The timing is brutal in ways that go beyond simple win-loss math. Murakami arrived from Nippon Professional Baseball as one of the most anticipated international position-player signings in recent memory, and the early returns validated the hype. His production hadn't just been good for a rookie finding his footing in a new country and a new league — it had been legitimately disruptive, the kind of offensive presence that forces opposing pitching staffs to make decisions they'd rather not make. Lose that, and the White Sox lineup goes from intriguing to exposed.

Manager Will Venable faces the uncomfortable task of filling not just a roster slot but a gravitational center. When your best hitter disappears for a month or more, the rest of the order doesn't simply redistribute the run production evenly — opposing pitchers get to work around the next-best option, then the one after that, until at some point you're asking players to do things they genuinely cannot do. That is a structural problem, not a depth chart problem, and no call-up solves it.

There's also the AL Rookie of the Year race to consider, which Murakami had been quietly positioning himself to influence.
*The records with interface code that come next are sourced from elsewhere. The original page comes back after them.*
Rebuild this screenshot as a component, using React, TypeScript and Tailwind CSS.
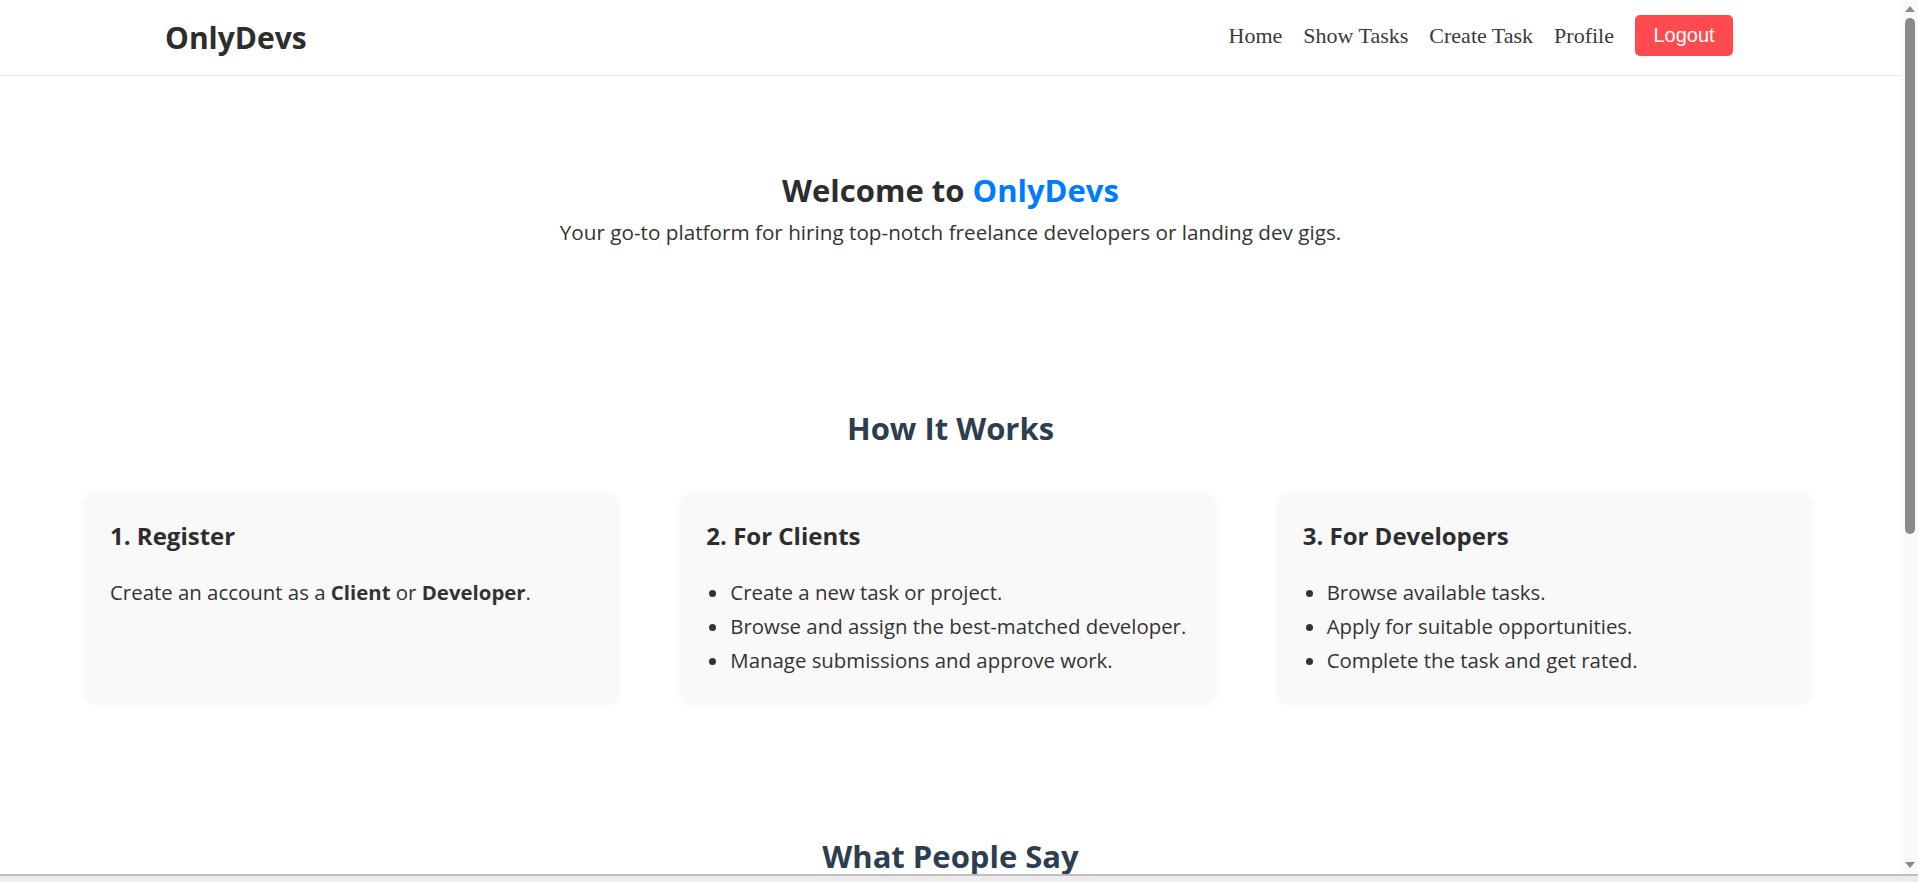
const sans = "font-['Open_Sans',sans-serif]";

function Header() {
  return (
    <header className="h-[76px] border-b border-[#e8e8e8] flex items-center justify-between pl-[165px] pr-[168px] bg-white">
      <div className={`${sans} text-[30px] font-bold text-[#2d2d2d]`}>OnlyDevs</div>
      <nav className="flex items-center gap-[21px] mb-[5px]">
        {["Home", "Show Tasks", "Create Task", "Profile"].map((l) => (
          <a key={l} href="#" className="font-['Liberation_Serif',serif] text-[22px] text-[#3a3a3a]">
            {l}
          </a>
        ))}
        <button className="font-['Liberation_Sans',sans-serif] text-[20px] text-white bg-[#ff4b4f] rounded-[5px] w-[98px] h-[41px] leading-none">
          Logout
        </button>
      </nav>
    </header>
  );
}

function Card({ title, children }: { title: string; children: React.ReactNode }) {
  return (
    <div className="flex-1 bg-[#f9f9f9] rounded-[10px] shadow-[0_2px_8px_rgba(0,0,0,0.06)] p-6">
      <h3 className="text-[24px] font-bold leading-[38px] text-[#2d2d2d] mb-[20px]">{title}</h3>
      {children}
    </div>
  );
}

function Bullets({ items }: { items: string[] }) {
  return (
    <ul className="list-disc pl-6 text-[20.4px] leading-[34px] text-[#333]">
      {items.map((i) => (
        <li key={i}>{i}</li>
      ))}
    </ul>
  );
}

export default function App() {
  return (
    <div className={`${sans} w-full h-[882px] flex flex-col overflow-hidden bg-white`}>
      <div className="flex flex-1 min-h-0">
        <main className="flex-1 min-w-0 overflow-hidden">
          <Header />

          {/* hero */}
          <section className="flex flex-col items-center pt-[95px]">
            <h1 className="text-[31px] font-bold leading-[38px] text-[#2d2d2d]">
              Welcome to <span className="text-[#007bff]">OnlyDevs</span>
            </h1>
            <p className="mt-[7px] text-[20.7px] leading-[32px] text-[#333]">
              Your go-to platform for hiring top-notch freelance developers or landing dev gigs.
            </p>
          </section>

          {/* how it works */}
          <section className="flex flex-col items-center mt-[161px]">
            <h2 className="text-[31px] font-bold leading-[38px] text-[#2c3e50]">How It Works</h2>
            <div className="flex gap-[65px] w-[1724px] mt-[46px] ml-[86px] self-start">
              <Card title="1. Register">
                <p className="text-[20.4px] leading-[34px] text-[#333]">
                  Create an account as a <b>Client</b> or <b>Developer</b>.
                </p>
              </Card>
              <Card title="2. For Clients">
                <Bullets
                  items={[
                    "Create a new task or project.",
                    "Browse and assign the best-matched developer.",
                    "Manage submissions and approve work.",
                  ]}
                />
              </Card>
              <Card title="3. For Developers">
                <Bullets
                  items={[
                    "Browse available tasks.",
                    "Apply for suitable opportunities.",
                    "Complete the task and get rated.",
                  ]}
                />
              </Card>
            </div>
          </section>

          <section className="flex flex-col items-center mt-[136px]">
            <h2 className="text-[31px] font-bold leading-[38px] text-[#2c3e50]">What People Say</h2>
          </section>
        </main>

        {/* vertical scrollbar */}
        <div className="w-[17px] bg-[#f9f9f9] flex flex-col items-center">
          <div className="mt-[6px] w-0 h-0 border-l-[5px] border-r-[5px] border-b-[6px] border-l-transparent border-r-transparent border-b-[#8a8a8a]" />
          <div className="mt-[6px] w-[10px] h-[516px] rounded-full bg-[#8a8a8a]" />
          <div className="flex-1" />
          <div className="mb-[6px] w-0 h-0 border-l-[5px] border-r-[5px] border-t-[6px] border-l-transparent border-r-transparent border-t-[#8a8a8a]" />
        </div>
      </div>
      {/* horizontal scrollbar */}
      <div className="h-[8px] border-t-2 border-[#bfbfbf] bg-[#ececec]" />
    </div>
  );
}
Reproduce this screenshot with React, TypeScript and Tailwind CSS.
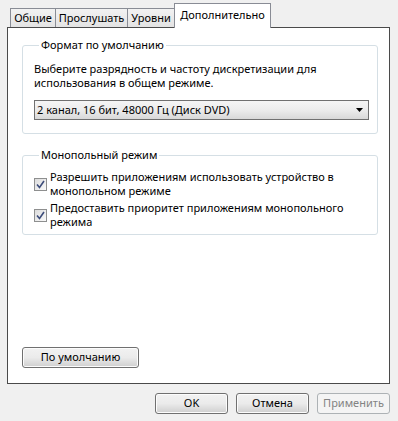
import { ReactNode } from 'react';

const tabs = [
    { label: 'Общие', width: 'w-[46px]' },
    { label: 'Прослушать', width: 'w-[73px]' },
    { label: 'Уровни', width: 'w-[48px]' },
];

const CheckIcon = () => (
    <div className="flex h-[13px] w-[13px] flex-shrink-0 items-center justify-center border border-[#8e8f8f] bg-gradient-to-br from-[#dcdcdc] to-[#fafafa]">
        <svg width="9" height="9" viewBox="0 0 9 9">
            <path d="M1 4.5 L3.5 7.5 L8 1" fill="none" stroke="#3c4c7a" strokeWidth="1.6" />
        </svg>
    </div>
);

const CheckRow = ({ children }: { children: ReactNode }) => (
    <div className="flex items-center gap-[3px]">
        <CheckIcon />
        <p className="leading-[14px] whitespace-nowrap">{children}</p>
    </div>
);

const WinButton = ({ label, disabled, className }: { label: string; disabled?: boolean; className?: string }) => (
    <button
        className={
            disabled
                ? `flex h-[21px] items-center justify-center rounded-[3px] border border-[#adb2b5] bg-[#f4f4f4] text-[#838383] ${className}`
                : `flex h-[21px] items-center justify-center rounded-[3px] border border-[#707070] bg-gradient-to-b from-[#f2f2f2] via-[#ebebeb] to-[#cfcfcf] text-black shadow-[inset_0_0_0_1px_#fcfcfc] ${className}`
        }
    >
        {label}
    </button>
);

export default function App() {
    return (
        <div
            className="flex h-[421px] w-[398px] flex-col bg-[#f0f0f0] pt-[3px] pr-[8px] pl-[7px] text-[11px] text-black"
            style={{ fontFamily: '"Noto Sans", "Open Sans", sans-serif' }}
        >
            <div className="flex h-[24px] items-end pl-[3px]">
                {tabs.map((tab) => (
                    <div
                        key={tab.label}
                        className={`-mr-px flex h-[19px] items-center justify-center border border-b-0 border-[#898c95] bg-gradient-to-b from-[#f2f2f2] to-[#e3e3e3] ${tab.width}`}
                    >
                        {tab.label}
                    </div>
                ))}
                <div className="relative z-10 -mb-px flex h-[25px] w-[97px] items-center justify-center border border-b-0 border-[#898c95] bg-white pb-[2px]">
                    Дополнительно
                </div>
            </div>

            <div className="flex h-[357px] flex-col border border-[#4a4a4a] bg-white">
                <fieldset className="mt-[9px] mr-[11px] ml-[14px] rounded-[3px] border border-[#d5dfe5] pr-[8px] pb-[13px] pl-[11px]">
                    <legend className="ml-[5px] px-[2px] leading-[16px]">Формат по умолчанию</legend>
                    <p className="pt-[9px] leading-[14px] whitespace-nowrap">
                        Выберите разрядность и частоту дискретизации для
                        <br />
                        использования в общем режиме.
                    </p>
                    <div className="mt-[10px] flex h-[20px] items-center justify-between border border-[#707070] bg-gradient-to-b from-[#f5f5f5] via-[#ececec] to-[#d8d8d8] pr-[5px] pl-[2px]">
                        <span>2 канал, 16 бит, 48000 Гц (Диск DVD)</span>
                        <svg width="7" height="4" viewBox="0 0 7 4">
                            <path d="M0 0 H7 L3.5 4 Z" fill="#000" />
                        </svg>
                    </div>
                </fieldset>

                <fieldset className="mt-[13px] mr-[11px] ml-[14px] rounded-[3px] border border-[#d5dfe5] pr-[8px] pb-[5px] pl-[11px]">
                    <legend className="ml-[5px] px-[2px] leading-[16px]">Монопольный режим</legend>
                    <div className="flex flex-col gap-[3px] pt-[7px]">
                        <CheckRow>
                            Разрешить приложениям использовать устройство в
                            <br />
                            монопольном режиме
                        </CheckRow>
                        <CheckRow>
                            Предоставить приоритет приложениям монопольного
                            <br />
                            режима
                        </CheckRow>
                    </div>
                </fieldset>

                <div className="flex-1" />
                <div className="mb-[15px] ml-[14px]">
                    <WinButton label="По умолчанию" className="w-[117px]" />
                </div>
            </div>

            <div className="mt-[9px] flex justify-end gap-[8px]">
                <WinButton label="OK" className="w-[73px]" />
                <WinButton label="Отмена" className="w-[73px]" />
                <WinButton label="Применить" disabled className="w-[73px]" />
            </div>
        </div>
    );
}
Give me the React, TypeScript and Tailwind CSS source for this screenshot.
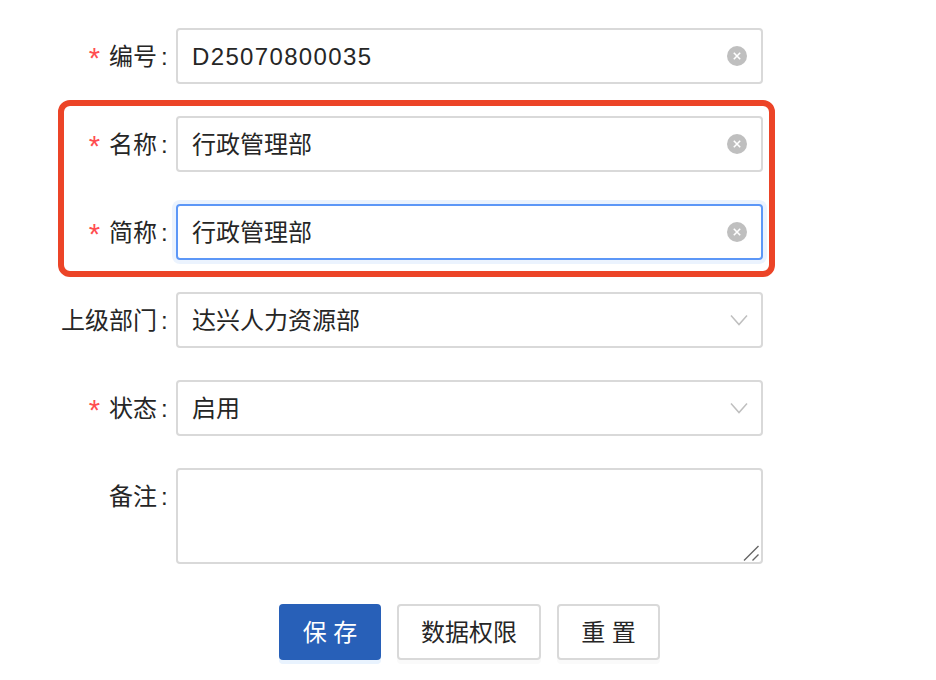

A four-to-six-week absence doesn't eliminate a candidacy outright — voters weigh the full body of work — but it narrows the margin for error significantly. Players who stay healthy accumulate counting stats; players on the IL accumulate nothing. If a rival candidate heats up during this stretch, Murakami will return to a tighter competition than the one he left.

What the injury also does, in a broader and less comfortable sense, is stress-test the organizational narrative the White Sox have been selling since the long rebuild supposedly ended. The story was supposed to be about sustainable, homegrown competitiveness — a roster built to last rather than a single star propping up a hollow frame. Murakami's emergence fit neatly into that story. His absence now asks whether the structure beneath him is real or whether the whole thing was load-bearing on one hamstring.

Gonzalez, who gets the first look at filling the production gap, is a prospect with upside but not a proven major-league commodity. The White Sox' front office will almost certainly survey the trade and waiver markets for alternatives, though what's available at this point in the calendar — and at what cost — is a genuine unknown. Selling prospects to rent a stopgap that barely replaces what Murakami provides would be a bad deal. Doing nothing and hoping the lineup holds together would be a gamble.

The most honest thing to say about where the White Sox go from here is that nobody knows, and that uncertainty is itself the story. Murakami was the answer to a lot of questions this franchise needed answered. For the next month or two, those questions are open again — and the answers, whatever they turn out to be, will say a great deal about whether this team is genuinely built differently than the ones that came before it, or whether it was always one bad hamstring away from reverting to form.